Trade finance instruments assure the exporter that payment will be rendered upon meeting precise documentary requirements. The Letter of Credit (L/C) is the most powerful tool, representing a bank’s irrevocable promise to pay the beneficiary. The bank’s obligation is separate from the underlying sales contract, known as the principle of independence.

Commercial L/Cs are used for short-term trade, with payment triggered by presenting shipping documents. A Standby L/C (SBLC) functions as a guarantee, paying only if the applicant defaults on the primary contractual obligation. The bank’s commitment is based on the documents presented, not the condition of the goods.

Documentary Collections are less secure than L/Cs, leveraging banks as intermediaries for transferring documents and collecting payment. Under Documents Against Payment (D/P), the importer receives shipping documents only after paying the draft amount. The bank does not guarantee payment.

The alternative is Documents Against Acceptance (D/A), where the importer accepts a time draft promising to pay on a future date and receives the documents immediately. In both D/P and D/A, the exporter retains the commercial risk of non-payment. These collection methods are generally used when a higher degree of trust already exists between the trading parties.

Instruments for Working Capital Liquidity

The second major category of trade finance instruments is designed to provide immediate cash flow to the exporter by monetizing their trade receivables. Trade Factoring involves the sale of accounts receivable to a third-party financial institution, known as the factor, at a discount. The factor then assumes the responsibility for collecting the debt.

Factoring can be structured as recourse or non-recourse; in recourse factoring, the exporter must buy back the receivable if the buyer defaults. Non-recourse factoring is more expensive, but it transfers the credit risk of the importer entirely to the factor. This immediate cash injection allows the exporter to manage their working capital cycle.

Forfaiting is a specialized form of non-recourse trade finance involving the purchase of medium- to long-term trade receivables, often promissory notes. This method is used for the export of large capital goods or projects with long repayment terms. The forfaiter purchases the receivable at a discount, converting the seller’s credit sale into an immediate cash sale.

Supply Chain Finance (SCF) optimizes the management of working capital for both buyers and sellers. A common SCF technique is reverse factoring, where the buyer arranges for a financial institution to pay their suppliers’ invoices early. This structure leverages the credit rating of the large buyer to provide lower-cost financing to the smaller suppliers.

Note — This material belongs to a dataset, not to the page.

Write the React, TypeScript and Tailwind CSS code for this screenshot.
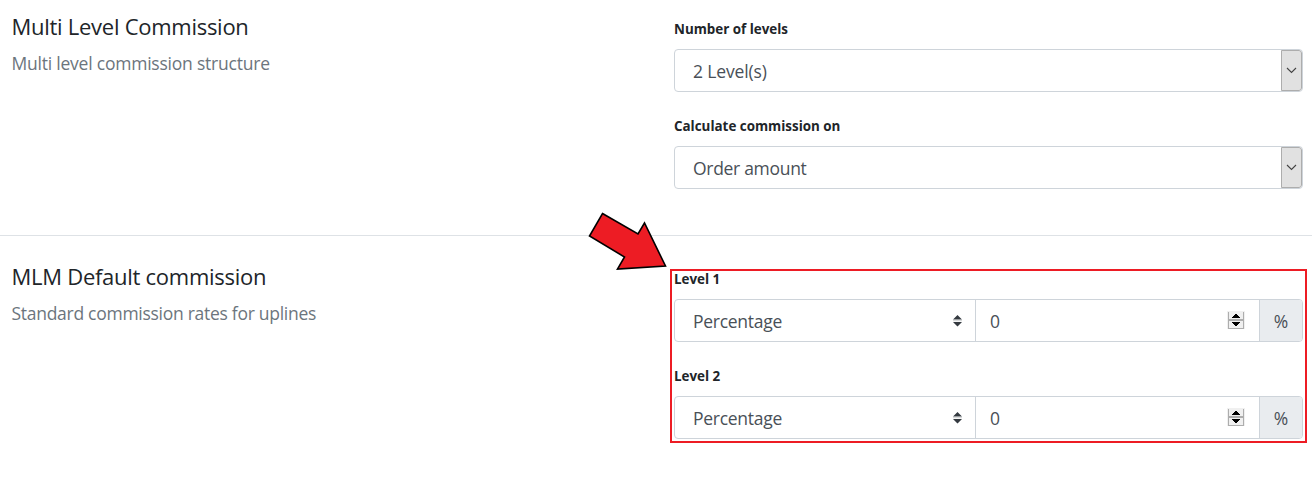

Specialized and Long-Term Trade Finance

Financing for large, complex, or politically sensitive transactions requires support beyond standard commercial bank products. Export Credit Agencies (ECAs), such as the U.S. Export-Import Bank (EXIM), provide insurance, guarantees, and direct financing to support national exporters. They facilitate exports deemed too risky by commercial lenders due to political or economic instability.

ECAs may guarantee repayment of a commercial loan extended to a foreign buyer, making the financing attractive to the lender. They also offer credit insurance to exporters, protecting against the risk of non-payment due to commercial or political events. This institutional backing is important for US companies competing for major international contracts.

Large-scale infrastructure or capital goods exports often necessitate structured Project Finance, a specialized form of long-term trade finance. In this model, the financing is repaid by the cash flow generated by the project itself, rather than the balance sheet of the buying entity. This approach is common for transactions involving power plants or significant manufacturing equipment.

Countertrade represents a non-monetary approach to international exchange, employed when foreign currency or liquidity is scarce. This can take the form of simple barter, or more complex arrangements like offset agreements. Counter-purchase requires the exporter to purchase a specified value of goods from the importing country as a condition of the original sale.

Step-by-Step Letter of Credit Execution

The process for executing an L/C transaction begins when the Importer applies to their local financial institution, the Issuing Bank, for the credit instrument. The application details the exact terms of the transaction, including the amount, required documents, and expiration date. The Issuing Bank reviews the Importer’s credit standing before agreeing to issue the L/C.

Once approved, the Issuing Bank formally issues the Letter of Credit. The Issuing Bank then transmits the L/C to a bank in the Exporter’s country, typically designated as the Advising Bank. The Advising Bank is often the Exporter’s own bank.

The Advising Bank authenticates the L/C and notifies the Exporter of its receipt and terms. The Exporter must review these terms to ensure compliance with all documentary requirements, such as specified shipping dates. The Exporter then manufactures or procures the goods and arranges for shipment.

After the goods are loaded, the Exporter collects all necessary documents (bill of lading, commercial invoice, insurance certificate). The Exporter presents this set of documents to the Advising Bank before the L/C’s expiry date. The Advising Bank examines the documents for strict compliance, noting that any discrepancy can lead to rejection.

If the documents are compliant, the Advising Bank forwards them to the Issuing Bank for final verification. The Issuing Bank conducts its own examination, comparing the presented documents against the terms of the L/C it issued. If the documents are in strict conformity, the Issuing Bank releases the funds and pays the Advising Bank.

The Advising Bank transfers the funds to the Exporter, completing the payment. Finally, the Issuing Bank releases the shipping documents to the Importer, who uses them to take possession of the goods. The Importer then becomes obligated to repay the Issuing Bank for the principal amount of the L/C, plus associated fees.